As most commentators moved on after Nevada, I reflected on the future implications at New York:
This year’s Democratic caucuses are not entirely in the rearview mirror yet: There is one more on April 4 in Wyoming. But after the Caucus Night meltdown in Iowa, and then a near brush with disaster in Nevada, the odds of this form of nominating contest surviving into the next presidential cycle is somewhere not far north of zero.
Nevada Democrats were lucky on several counts. Most obviously, they had Iowa’s example to put them on high alert. Their basic caucusing procedures were modeled on Iowa’s; they had the same huge new complications based on the multiple reporting requirements imposed on them by the national party, exacerbated by a large field of candidates, and were originally planning to use the same technologies. On top of that, Nevada was experimenting with an “early caucusing” option utilizing ranked-choice voting that created another layer of complexity.
Horrified by the possibility of a second meltdown, the DNC offered a lot of technical assistance to the Nevada party and helped mobilize volunteers from other states to staff the event. But with all that, on Caucus Day the results came in v-e-r-y slowly. There were just enough returns, however, to justify the release of full entrance polls, and the really lucky thing for Nevada is that there was a clear winner, which allowed media types to spend many fine hours agitating the air about the Greater Meaning of a Bernie Sanders nomination — as though the thought had never occurred to them before — instead of complaining about the slow count.
“The statement is as follows:
“’I am so proud of the Nevada Democratic Party, its talented staff, and the thousands of grassroots volunteers who have done so much hard work over the years to build this operation. We have the best state party in the country, and that was shown again this past week after another successful caucus that featured a historic four days of early voting with more than 10,000 new voter registrations.
“”With so much Democratic enthusiasm in Nevada, demonstrated again by the tremendous caucus turnout this year, I believe we should make the process of selecting our nominee even more accessible. We’ve made it easier for people to register to vote here in Nevada in recent years and now we should make it easier for people to vote in the presidential contests. That’s why I believe it’s time for the Democratic Party to move to primaries everywhere.'”
No, of course, there’s no problem with holding caucuses: It’s just that primaries are even better! They didn’t just get that way, of course, but Reid knows when it’s time to count your blessings and move on. Besides, he and other Nevada Democrats have more important fish to fry:
“’I’m glad to have fought to make Nevada the first Western state in the Democratic nominating process since 2008, and we have proven more than worthy of holding that prominent early state position. I firmly believe that Nevada, with our broad diversity that truly reflects the rest of the country, should not just be among the early states — we should be the first in the nation.'”

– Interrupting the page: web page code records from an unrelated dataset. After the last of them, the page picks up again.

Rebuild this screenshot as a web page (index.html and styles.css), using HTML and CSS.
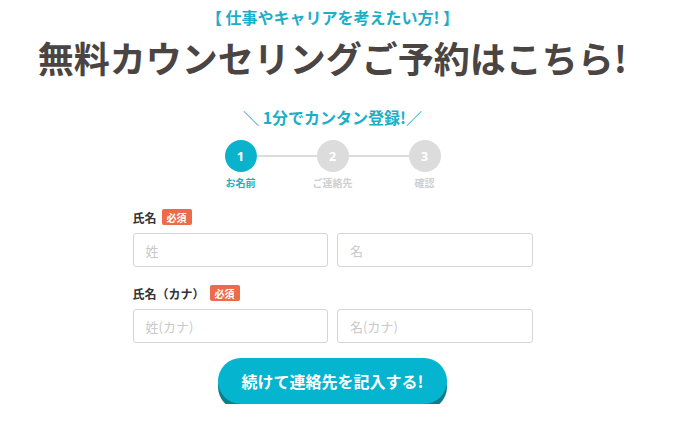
FILE: index.html
```html
<!DOCTYPE html>
<html lang="ja">
<head>
<meta charset="utf-8">
<title>無料カウンセリングご予約</title>
<link rel="stylesheet" href="styles.css">
</head>
<body>
<div class="page">
  <p class="lead">【 仕事やキャリアを考えたい方! 】</p>
  <h1 class="title">無料カウンセリングご予約はこちら!</h1>
  <p class="catch">＼ 1分でカンタン登録!／</p>

  <div class="steps">
    <div class="step-row">
      <span class="dot active">1</span>
      <span class="line"></span>
      <span class="dot">2</span>
      <span class="line"></span>
      <span class="dot">3</span>
    </div>
    <div class="label-row">
      <span class="step-label active">お名前</span>
      <span class="step-label">ご連絡先</span>
      <span class="step-label">確認</span>
    </div>
  </div>

  <form class="form">
    <div class="field-label">氏名<span class="badge">必須</span></div>
    <div class="inputs">
      <input class="input" type="text" placeholder="姓">
      <input class="input" type="text" placeholder="名">
    </div>
    <div class="field-label second">氏名（カナ）<span class="badge">必須</span></div>
    <div class="inputs">
      <input class="input" type="text" placeholder="姓(カナ)">
      <input class="input" type="text" placeholder="名(カナ)">
    </div>
    <button class="submit" type="button">続けて連絡先を記入する!</button>
  </form>
</div>
</body>
</html>
```

FILE: styles.css
```css
* { box-sizing: border-box; }
html, body { margin: 0; padding: 0; background: #fff; }
body {
  font-family: "Noto Sans CJK JP", "Noto Sans", sans-serif;
  color: #333;
}
.page {
  width: 665px;
  display: flex;
  flex-direction: column;
  align-items: center;
}
.lead {
  margin: 7px 0 0;
  font-size: 16px;
  line-height: 20px;
  font-weight: 700;
  color: #1aaec8;
}
.title {
  margin: 8px 0 0;
  font-size: 36px;
  line-height: 44px;
  font-weight: 700;
  color: #4a4442;
  letter-spacing: 0;
}
.catch {
  margin: 27px 0 0;
  font-size: 16px;
  line-height: 22px;
  font-weight: 700;
  color: #1aaec8;
}
.steps {
  margin-top: 12px;
  display: flex;
  flex-direction: column;
  align-items: center;
}
.step-row {
  display: flex;
  align-items: center;
}
.dot {
  width: 32px;
  height: 32px;
  border-radius: 50%;
  background: #dcdcdc;
  color: #fff;
  font-size: 13px;
  font-weight: 700;
  display: flex;
  align-items: center;
  justify-content: center;
  font-family: "Noto Sans", sans-serif;
}
.dot.active { background: #0bb2cc; }
.line {
  width: 60px;
  height: 2px;
  background: #dcdcdc;
}
.label-row {
  margin-top: 4px;
  display: flex;
}
.step-label {
  width: 92px;
  text-align: center;
  font-size: 10px;
  line-height: 14px;
  font-weight: 700;
  color: #cfcfcf;
}
.step-label.active { color: #1aaec8; }

.form {
  width: 400px;
  margin: 19px 0 0;
  display: flex;
  flex-direction: column;
}
.field-label {
  display: flex;
  align-items: center;
  height: 16px;
  font-size: 12px;
  font-weight: 700;
  color: #333;
}
.field-label.second { margin-top: 18px; }
.badge {
  margin-left: 5px;
  width: 30px;
  height: 16px;
  border-radius: 2px;
  background: #ec6b4b;
  color: #fff;
  font-size: 10px;
  font-weight: 700;
  display: flex;
  align-items: center;
  justify-content: center;
}
.inputs {
  margin-top: 8px;
  display: flex;
  gap: 9px;
}
.input {
  flex: 1;
  min-width: 0;
  height: 34px;
  border: 1px solid #d6d6d6;
  border-radius: 3px;
  padding: 0 12px;
  font-family: inherit;
  font-size: 13px;
  color: #333;
  background: #fff;
  outline: none;
}
.input::placeholder { color: #c9c9c9; }
.submit {
  align-self: center;
  margin-top: 15px;
  width: 229px;
  height: 46px;
  border: none;
  border-radius: 23px;
  background: #05b4cf;
  box-shadow: 0 6px 0 #0a7e8c;
  color: #fff;
  font-family: inherit;
  font-size: 16px;
  font-weight: 700;
  cursor: pointer;
}
```
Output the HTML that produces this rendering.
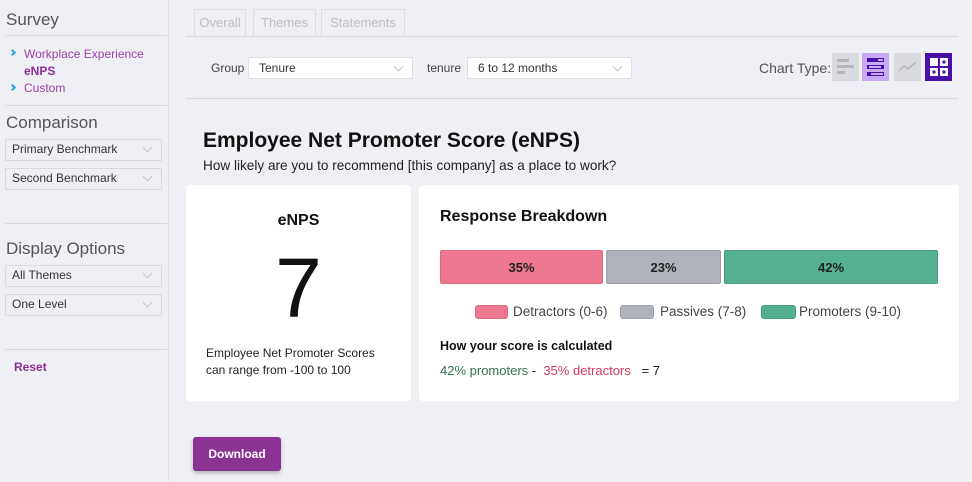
<!DOCTYPE html>
<html><head><meta charset="utf-8"><style>
*{margin:0;padding:0;box-sizing:border-box}
body{width:972px;height:482px;background:#eff0f5;font-family:"Liberation Sans",Arial,sans-serif;position:relative;overflow:hidden;color:#222}
.a{position:absolute}
.hl{position:absolute;height:1px;background:#d8d9de}
.sel{position:absolute;background:#eff0f5;border:1px solid #d9dadf;font-size:12px;color:#333;padding-left:6px;line-height:19px}
.sel2{position:absolute;background:#fff;border:1px solid #dfe0e5;font-size:12px;color:#333;padding-left:10px;line-height:20px}
.chev{position:absolute;right:10px;top:4px;width:7px;height:7px;border-right:1px solid #c2c3c8;border-bottom:1px solid #c2c3c8;transform:rotate(45deg)}
.sh{font-size:17px;color:#555}
.tab{position:absolute;top:9px;height:28px;border:1px solid #dcdde2;border-bottom:none;color:#bcbdc2;font-size:13px;text-align:center;line-height:26px}
.nav{font-size:12px;color:#9a45a5}
.card{position:absolute;background:#fff;border-radius:4px}
.bar{position:absolute;top:250px;height:34px;font-size:13px;font-weight:bold;text-align:center;line-height:34px;color:#222;border-radius:2px}
.sw{position:absolute;top:305px;height:14px;border-radius:3px}
.lg{position:absolute;top:304px;font-size:13.5px;color:#444}
.ic{position:absolute;top:53px;width:27px;height:28px}
.arr{position:absolute;width:5px;height:5px;border-right:2px solid #2aa7e0;border-top:2px solid #2aa7e0;transform:rotate(45deg)}
</style></head><body>
<div class="a" style="left:168px;top:0;width:1px;height:482px;background:#dcdde2"></div>
<div class="a sh" style="left:6px;top:10px">Survey</div>
<div class="hl" style="left:5px;top:35px;width:162px"></div>
<div class="arr" style="left:10px;top:50px"></div>
<div class="a nav" style="left:24px;top:47px">Workplace Experience</div>
<div class="a nav" style="left:24px;top:64px;font-weight:bold;color:#8a2f95">eNPS</div>
<div class="arr" style="left:10px;top:85px"></div>
<div class="a nav" style="left:24px;top:81px">Custom</div>
<div class="hl" style="left:5px;top:105px;width:162px"></div>
<div class="a sh" style="left:6px;top:113px">Comparison</div>
<div class="sel" style="left:5px;top:139px;width:157px;height:22px">Primary Benchmark<span class="chev"></span></div>
<div class="sel" style="left:5px;top:168px;width:157px;height:22px">Second Benchmark<span class="chev"></span></div>
<div class="hl" style="left:5px;top:223px;width:162px"></div>
<div class="a sh" style="left:6px;top:239px">Display Options</div>
<div class="sel" style="left:5px;top:265px;width:157px;height:22px">All Themes<span class="chev"></span></div>
<div class="sel" style="left:5px;top:294px;width:157px;height:22px">One Level<span class="chev"></span></div>
<div class="hl" style="left:5px;top:349px;width:162px"></div>
<div class="a" style="left:14px;top:360px;font-size:12px;font-weight:bold;color:#8a2f95">Reset</div>

<div class="tab" style="left:194px;width:52px">Overall</div>
<div class="tab" style="left:253px;width:63px">Themes</div>
<div class="tab" style="left:321px;width:84px">Statements</div>
<div class="hl" style="left:186px;top:36px;width:772px"></div>
<div class="a" style="left:211px;top:61px;font-size:12px;color:#444">Group</div>
<div class="sel2" style="left:248px;top:57px;width:165px;height:22px">Tenure<span class="chev" style="top:5px"></span></div>
<div class="a" style="left:427px;top:61px;font-size:12px;color:#444">tenure</div>
<div class="sel2" style="left:467px;top:57px;width:165px;height:22px">6 to 12 months<span class="chev" style="top:5px"></span></div>
<div class="a" style="left:759px;top:60px;font-size:14px;color:#555">Chart Type:</div>
<svg class="ic" style="left:832px;background:#d9dadf" viewBox="0 0 27 28"><rect x="5" y="6" width="12" height="3" fill="#b5b6bb"/><rect x="5" y="12" width="17" height="3" fill="#b5b6bb"/><rect x="5" y="18" width="8" height="3" fill="#b5b6bb"/></svg>
<svg class="ic" style="left:862px;background:#c7a9f6" viewBox="0 0 27 28"><rect x="5" y="5" width="17" height="4" fill="#4a0fa8"/><rect x="5" y="12" width="17" height="4" fill="#4a0fa8"/><rect x="5" y="19" width="17" height="4" fill="#4a0fa8"/><rect x="16" y="6" width="5" height="2" fill="#c7a9f6"/><rect x="7" y="13" width="12" height="2" fill="#c7a9f6"/><rect x="9" y="20" width="12" height="2" fill="#c7a9f6"/></svg>
<svg class="ic" style="left:894px;background:#d9dadf" viewBox="0 0 27 28"><polyline points="5,18 10,13 14,16 22,9" fill="none" stroke="#b5b6bb" stroke-width="1.5"/></svg>
<svg class="ic" style="left:925px;background:#4a0fa8" viewBox="0 0 27 28"><rect x="5" y="5" width="8" height="8" fill="#fff"/><rect x="15" y="5" width="8" height="8" fill="#fff"/><rect x="5" y="15" width="8" height="8" fill="#fff"/><rect x="15" y="15" width="8" height="8" fill="#fff"/><rect x="17.5" y="7.5" width="3" height="3" fill="#4a0fa8"/><rect x="7.5" y="17.5" width="3" height="3" fill="#4a0fa8"/><rect x="17.5" y="17.5" width="3" height="3" fill="#4a0fa8"/></svg>
<div class="hl" style="left:186px;top:98px;width:772px"></div>

<div class="a" style="left:203px;top:129px;font-size:21px;font-weight:bold;color:#111">Employee Net Promoter Score (eNPS)</div>
<div class="a" style="left:203px;top:158px;font-size:13.6px;color:#222">How likely are you to recommend [this company] as a place to work?</div>

<div class="card" style="left:186px;top:185px;width:225px;height:216px"></div>
<div class="a" style="left:186px;top:212px;width:225px;text-align:center;font-size:16px;font-weight:bold;color:#111">eNPS</div>
<div class="a" style="left:186px;top:246px;width:225px;text-align:center;font-size:84px;line-height:84px;color:#111">7</div>
<div class="a" style="left:206px;top:345px;font-size:12px;line-height:17px;color:#222">Employee Net Promoter Scores<br>can range from -100 to 100</div>

<div class="card" style="left:419px;top:185px;width:540px;height:216px"></div>
<div class="a" style="left:440px;top:208px;font-size:16px;font-weight:bold;color:#111">Response Breakdown</div>
<div class="bar" style="left:440px;width:163px;background:#ee7791;border:1px solid #e06a84">35%</div>
<div class="bar" style="left:606px;width:115px;background:#afb1bb;border:1px solid #9d9fa8">23%</div>
<div class="bar" style="left:724px;width:214px;background:#54b08f;border:1px solid #479d7e">42%</div>
<div class="sw" style="left:475px;width:33px;background:#ee7791;border:1px solid #e06a84"></div>
<div class="lg" style="left:513px">Detractors (0-6)</div>
<div class="sw" style="left:620px;width:34px;background:#afb1bb;border:1px solid #9d9fa8"></div>
<div class="lg" style="left:660px">Passives (7-8)</div>
<div class="sw" style="left:761px;width:35px;background:#54b08f;border:1px solid #479d7e"></div>
<div class="lg" style="left:799px">Promoters (9-10)</div>
<div class="a" style="left:440px;top:339px;font-size:12.5px;font-weight:bold;color:#111">How your score is calculated</div>
<div class="a" style="left:440px;top:363px;font-size:13px;color:#222;white-space:pre"><span style="color:#2e7050">42% promoters</span> -  <span style="color:#d03c5c">35% detractors</span>   = 7</div>

<div class="a" style="left:193px;top:437px;width:88px;height:34px;background:#8b3393;border-radius:3px;color:#fff;font-size:12px;font-weight:bold;text-align:center;line-height:34px;box-shadow:0 2px 4px rgba(0,0,0,.25)">Download</div>
</body></html>
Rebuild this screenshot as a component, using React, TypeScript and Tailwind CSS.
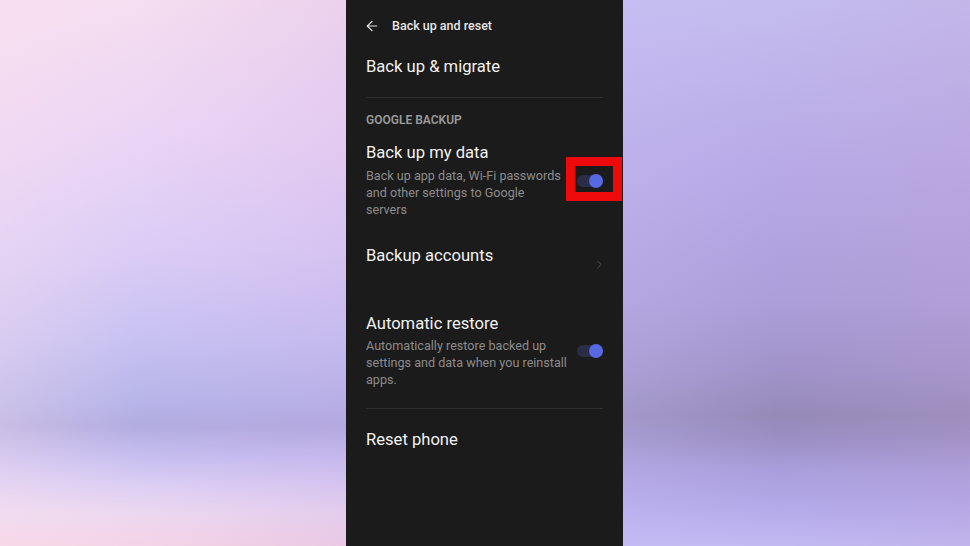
import { ArrowLeft, ChevronRight } from 'lucide-react';

function Toggle({ marked = false }: { marked?: boolean }) {
  return (
    <div className="relative w-[26px] h-[12px] shrink-0">
      <div className="absolute inset-0 rounded-full bg-[#2b2d46]" />
      <div className="absolute right-[0px] top-[-1px] w-[14px] h-[14px] rounded-full bg-[#5669e2]" />
      {marked && (
        <div className="absolute left-[-11px] right-[-19px] top-[-18px] bottom-[-14px] border-[9px] border-[#ee0a0a]" />
      )}
    </div>
  );
}

export default function App() {
  return (
    <div
      className="flex w-[970px] h-[546px] overflow-hidden"
      style={{ fontFamily: 'Roboto, "Noto Sans", sans-serif' }}
    >
      {/* left backdrop */}
      <div className="relative w-[346px] h-full bg-[linear-gradient(180deg,#f5def0_0%,#ebd5f5_25%,#dccdf6_45%,#c8c2f2_62%,#b6b4e8_74%,#b2ace0_78%,#c8c0f0_84%,#dccff4_89%,#ecd8f0_94%,#f4d4e6_100%)]">
        <div className="absolute inset-0 bg-[linear-gradient(90deg,rgba(255,228,238,0.3)_0%,rgba(255,255,255,0)_40%,rgba(190,150,220,0.18)_100%)]" />
      </div>

      {/* phone screen */}
      <div className="relative w-[277px] h-full bg-[#1b1b1b] px-5">
        <div className="h-[52px] flex items-center">
          <ArrowLeft size={16} strokeWidth={1.8} className="ml-[-2px] text-[#e2e2e2]" />
          <span className="ml-[12px] text-[12.5px] font-medium text-[#e6e6e6]">Back up and reset</span>
        </div>

        <div className="h-[30px] flex items-center text-[16.6px] text-[#f2f2f2]">Back up &amp; migrate</div>

        <div className="mt-[15px] border-t border-[#2f2f2f]" />

        <div className="mt-[14px] h-[16px] flex items-center text-[12px] font-semibold text-[#9a9a9a]">
          GOOGLE BACKUP
        </div>

        <div className="mt-[15px] flex items-center justify-between">
          <div className="w-[200px]">
            <div className="text-[16.6px] leading-[20px] text-[#f2f2f2]">Back up my data</div>
            <div className="mt-[4px] text-[12.6px] leading-[17px] text-[#8b8b8b]">
              Back up app data, Wi-Fi passwords and other settings to Google servers
            </div>
          </div>
          <Toggle marked />
        </div>

        <div className="mt-[28px] h-[20px] flex justify-between">
          <div className="text-[16.6px] leading-[20px] text-[#f2f2f2]">Backup accounts</div>
          <ChevronRight size={13} strokeWidth={1.6} className="mt-[12px] mr-[-3px] text-[#555555]" />
        </div>

        <div className="mt-[48px] flex items-center justify-between">
          <div className="w-[210px]">
            <div className="text-[16.6px] leading-[20px] text-[#f2f2f2]">Automatic restore</div>
            <div className="mt-[3px] text-[12.6px] leading-[17px] text-[#8b8b8b]">
              Automatically restore backed up settings and data when you reinstall apps.
            </div>
          </div>
          <Toggle />
        </div>

        <div className="mt-[20px] border-t border-[#2f2f2f]" />

        <div className="mt-[21px] text-[16.6px] leading-[20px] text-[#f2f2f2]">Reset phone</div>
      </div>

      {/* right backdrop */}
      <div className="relative flex-1 h-full bg-[linear-gradient(180deg,#c4bcef_0%,#b8aae6_30%,#ac9ed9_55%,#a093c9_68%,#958ab8_76%,#9a8ec2_80%,#a99edb_86%,#b4aaea_93%,#c2b9f2_100%)]">
        <div className="absolute inset-0 bg-[linear-gradient(90deg,rgba(205,195,250,0.25)_0%,rgba(255,255,255,0)_45%,rgba(190,160,210,0.22)_100%)]" />
      </div>
    </div>
  );
}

A big part of the Great Iowa Freak-out of 2020 was attributable not just to the Caucus Night brouhaha but to long-standing and rapidly intensifying complaints about the state’s exceptionally pale demographics. Part of the reason Nevada and South Carolina got moved into the charmed circle of privileged and officially designated “early states” was to protect the status of Iowa (“First-in-the-Nation Caucus”) and the equally honkyfied New Hampshire (“First-in-the-Nation Primary”) by giving more diverse jurisdictions some representation. Now Nevada wants it all: to move past Iowa and New Hampshire to go first in a system without caucuses. Certainly Iowa is in no position to insist on a future with caucuses, and New Hampshire cannot hold on to the status quo forever on its own.
The abolition of caucuses may have been inevitable even without this year’s caucus issues. As Geoffrey Skelley noted last spring, fully 11 states that held caucuses in 2016 moved to primaries this year, mostly because the national party kept insisting on safeguards to improve access and accountability (e.g., all those raw-vote tabulations) that are difficult to reconcile with old-school party-run caucuses. You might wonder what states whose legislatures refuse to conduct and pay for partisan presidential primaries do instead of caucuses. There is the option (which four states will exercise this year) of a party-run primary — sometimes called a “firehouse primary,” because they typically use limited publicly owned polling places to hold down expenses.
Those of us who were fond of caucuses for the deliberative voting process and the sheer sense of community they fostered will have to move on in the great cattle drive of life.